Pros
Salesforce is a hugely successful company hiring 19K people from 2018-2020. Visionary CEO Marc Benioff, created an idealistic culture where employees are paid to volunteer 50 hours a year, and the company matches their charitable donations up to $10K a year. At the company's San Francisco headquarters, employees have daily access to the best view on the West Coast, the 61st floor of Salesforce Tower. The workforce is generally smart, professional, and ethical. There are plenty of resources. Managers are on the whole receptive to new projects.
Cons
Because Salesforce is growing so fast – doubling its workforce and revenue over two years – many things get lost in the shuffle. Some teams have crushing workloads, while others are virtually forgotten. The prevailing infrastructure of the company is a parochial network of vice presidents operating independently. This leads to disconnection, and occasionally chaos. Teams duplicate work, work in contradictory directions, and compete pointlessly. Territoriality for budget and resources is rampant. There are no centralized checks and balances. If you have a bad or unethical warlord, you may be asked to do things that are counterproductive or even hurtful.
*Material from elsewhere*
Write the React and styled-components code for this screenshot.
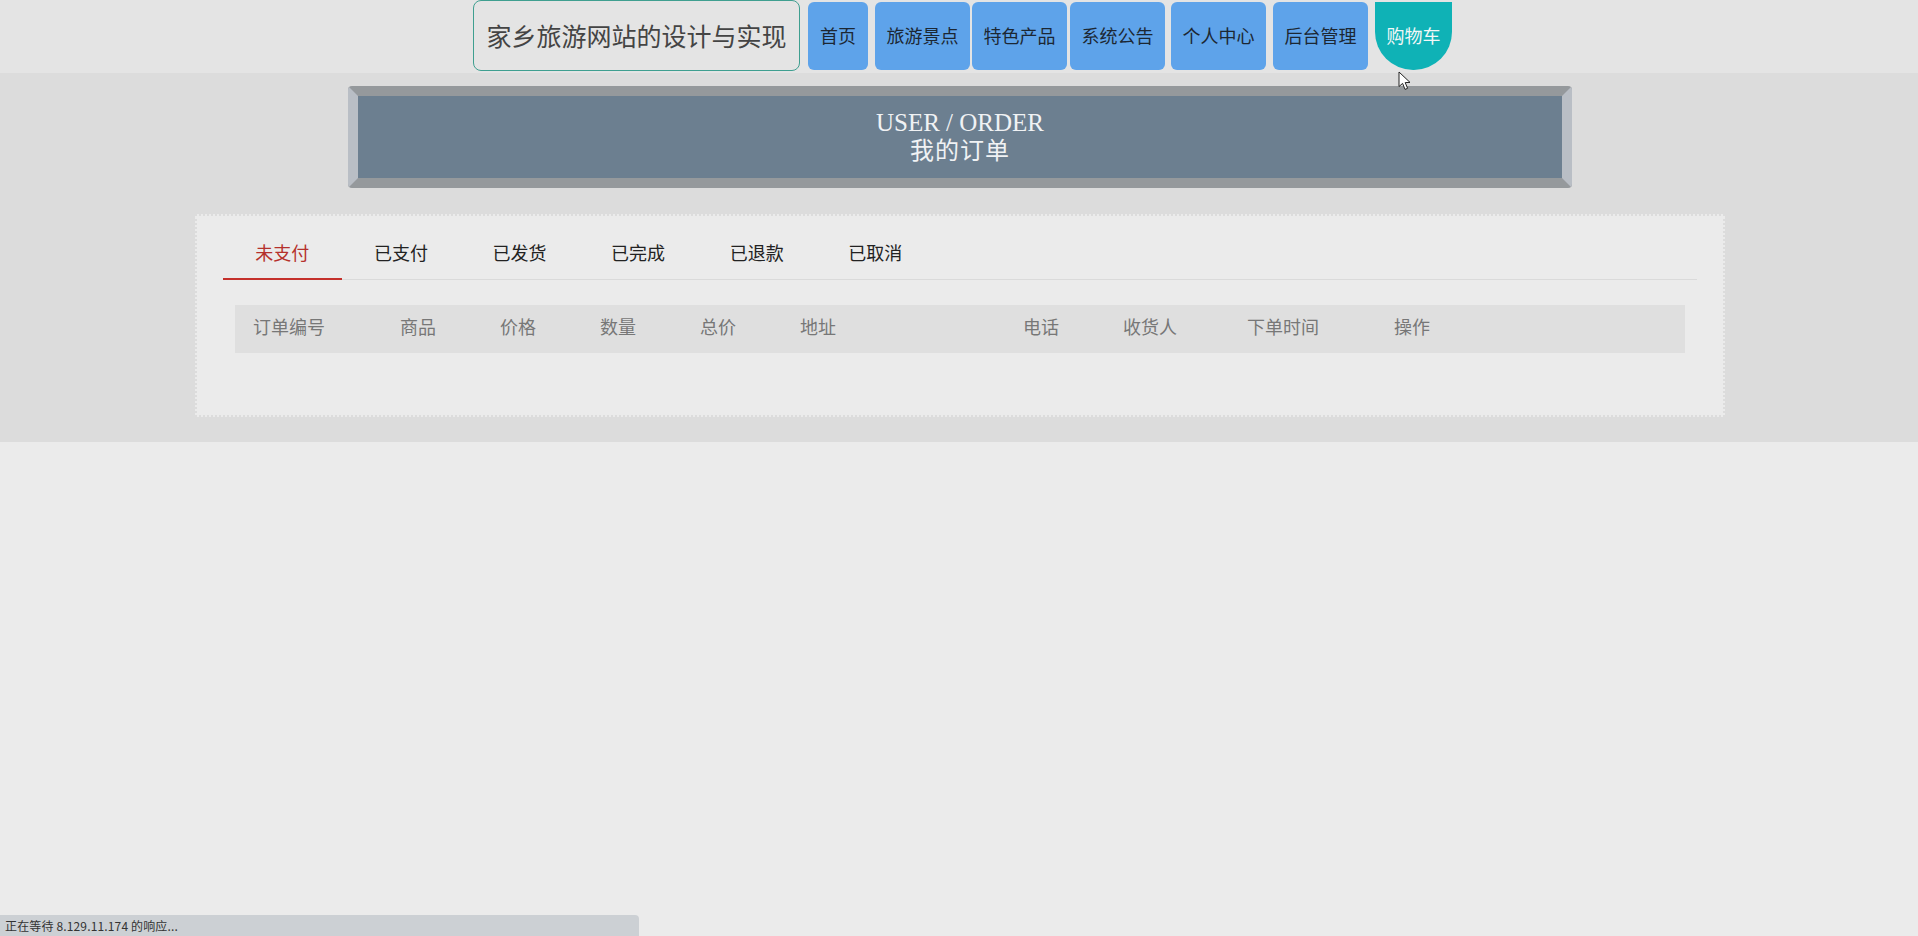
import React from 'react'
import styled, { createGlobalStyle } from 'styled-components'

const SANS = `"Noto Sans CJK SC", "Liberation Sans", sans-serif`

const navItems = [
  { label: '首页', gap: 8, width: 60 },
  { label: '旅游景点', gap: 7, width: 95 },
  { label: '特色产品', gap: 2, width: 95 },
  { label: '系统公告', gap: 3, width: 95 },
  { label: '个人中心', gap: 6, width: 95 },
  { label: '后台管理', gap: 7, width: 95 },
]

const tabs = ['未支付', '已支付', '已发货', '已完成', '已退款', '已取消']

const columns = [
  { label: '订单编号', width: 147 },
  { label: '商品', width: 100 },
  { label: '价格', width: 100 },
  { label: '数量', width: 100 },
  { label: '总价', width: 100 },
  { label: '地址', width: 223 },
  { label: '电话', width: 100 },
  { label: '收货人', width: 124 },
  { label: '下单时间', width: 147 },
  { label: '操作', width: 100 },
]

const App = () => {
  return (
    <>
      <GlobalStyle />
      <TopBar>
        <Logo>家乡旅游网站的设计与实现</Logo>
        {navItems.map((item) => (
          <NavItem key={item.label} $gap={item.gap} $width={item.width}>
            {item.label}
          </NavItem>
        ))}
        <CartItem>购物车</CartItem>
      </TopBar>
      <Band>
        <Banner>
          <BannerTitle>USER / ORDER</BannerTitle>
          <BannerSubtitle>我的订单</BannerSubtitle>
        </Banner>
        <Panel>
          <TabList>
            {tabs.map((tab, i) => (
              <Tab key={tab} $active={i === 0}>
                {tab}
              </Tab>
            ))}
          </TabList>
          <TableHead>
            {columns.map((col) => (
              <HeadCell key={col.label} $width={col.width}>
                {col.label}
              </HeadCell>
            ))}
          </TableHead>
        </Panel>
      </Band>
      <Cursor viewBox='0 0 14 20' aria-hidden='true'>
        <path
          d='M1 1 L1 15.5 L4.6 12.4 L7 18.4 L9.6 17.3 L7.2 11.6 L12 11.4 Z'
          fill='#fff'
          stroke='#222'
          strokeWidth='1'
          strokeLinejoin='round'
        />
      </Cursor>
      <StatusBar>正在等待 8.129.11.174 的响应...</StatusBar>
    </>
  )
}

const GlobalStyle = createGlobalStyle`
  html, body {
    margin: 0;
    padding: 0;
    min-height: 100%;
    background: #ebebeb;
    font-family: ${SANS};
    overflow: hidden;
  }
`

const TopBar = styled.header`
  height: 73px;
  display: flex;
  align-items: flex-start;
  padding-left: 473px;
  background: #e4e4e4;
  box-sizing: border-box;
`

const Logo = styled.div`
  width: 327px;
  height: 71px;
  padding-bottom: 2px;
  display: flex;
  align-items: center;
  justify-content: center;
  box-sizing: border-box;
  border: 1px solid #3f9f90;
  border-radius: 8px;
  font-size: 25px;
  color: #444;
`

const NavItem = styled.a`
  width: ${(p) => p.$width}px;
  height: 68px;
  margin-top: 2px;
  margin-left: ${(p) => p.$gap}px;
  padding-bottom: 2px;
  box-sizing: border-box;
  display: flex;
  align-items: center;
  justify-content: center;
  border-radius: 6px;
  background: #5ea3ea;
  font-size: 18px;
  color: #1c2733;
`

const CartItem = styled.a`
  width: 77px;
  height: 68px;
  margin-top: 2px;
  margin-left: 7px;
  padding-bottom: 2px;
  box-sizing: border-box;
  display: flex;
  align-items: center;
  justify-content: center;
  border-radius: 0 0 38px 38px;
  background: #0fb2b6;
  font-size: 18px;
  color: #f2f7f7;
`

const Band = styled.main`
  height: 369px;
  box-sizing: border-box;
  padding-top: 13px;
  display: flex;
  flex-direction: column;
  align-items: center;
  background: #dcdcdc;
`

const Banner = styled.section`
  width: 1224px;
  height: 102px;
  margin-left: 2px;
  box-sizing: border-box;
  padding-bottom: 1px;
  border-style: solid;
  border-width: 10px;
  border-color: #95999c #b9bec5;
  border-radius: 4px;
  background: #6c7f90;
  display: flex;
  flex-direction: column;
  align-items: center;
  justify-content: center;
  color: #f0f2f4;
  font-family: "Liberation Serif", "Noto Sans CJK SC", serif;
`

const BannerTitle = styled.div`
  font-size: 25px;
  line-height: 28px;
`

const BannerSubtitle = styled.div`
  font-size: 24px;
  line-height: 28px;
  letter-spacing: 1px;
`

const Panel = styled.section`
  width: 1530px;
  height: 203px;
  margin-top: 26px;
  margin-left: 2px;
  box-sizing: border-box;
  padding: 9px 26px 0;
  border: 2px dotted #dcdcdc;
  background: #ebebeb;
`

const TabList = styled.nav`
  height: 54px;
  display: flex;
  border-bottom: 1px solid #dadada;
`

const Tab = styled.a`
  width: 118.6px;
  height: 55px;
  box-sizing: border-box;
  display: flex;
  justify-content: center;
  padding-top: 14px;
  line-height: 26px;
  font-size: 18px;
  color: ${(p) => (p.$active ? '#b5312c' : '#222')};
  border-bottom: ${(p) => (p.$active ? '2px solid #c4302b' : 'none')};
`

const TableHead = styled.div`
  height: 48px;
  margin: 25px 12px 0;
  padding: 0 0 6px 18px;
  box-sizing: border-box;
  display: flex;
  align-items: center;
  background: #dfdfdf;
`

const HeadCell = styled.div`
  width: ${(p) => p.$width}px;
  font-size: 18px;
  color: #777;
`

const Cursor = styled.svg`
  position: absolute;
  left: 1398px;
  top: 71px;
  width: 14px;
  height: 20px;
`

const StatusBar = styled.footer`
  position: fixed;
  left: 0;
  bottom: 0;
  width: 639px;
  height: 21px;
  box-sizing: border-box;
  padding-left: 5px;
  background: #ccd0d4;
  border-radius: 0 4px 0 0;
  font-size: 12px;
  line-height: 21px;
  letter-spacing: 0.15px;
  color: #333;
`

export default App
The patchwork of fiefdoms across the company is so disconnected that many teams are unaware of similar teams within the company. Efforts to organize or connect strategies are met with resistance and sometimes hostility. A chief strategy officer with a team of connected project managers could address this, but many VPs don't want accountability. The result is work that doesn't rise above mediocrity. Salesforce is a great company comprised of dozens of mediocre companies. Those mediocre companies don't want to connect and be great because their leaders don't want to lose status. Once you see that you can't unsee it. Many workers grow cynical as a result. The famed "Ohana" (Hawaiian for family) doesn't penetrate the 300-yard stare of hardened coworkers who don't say hello in elevators.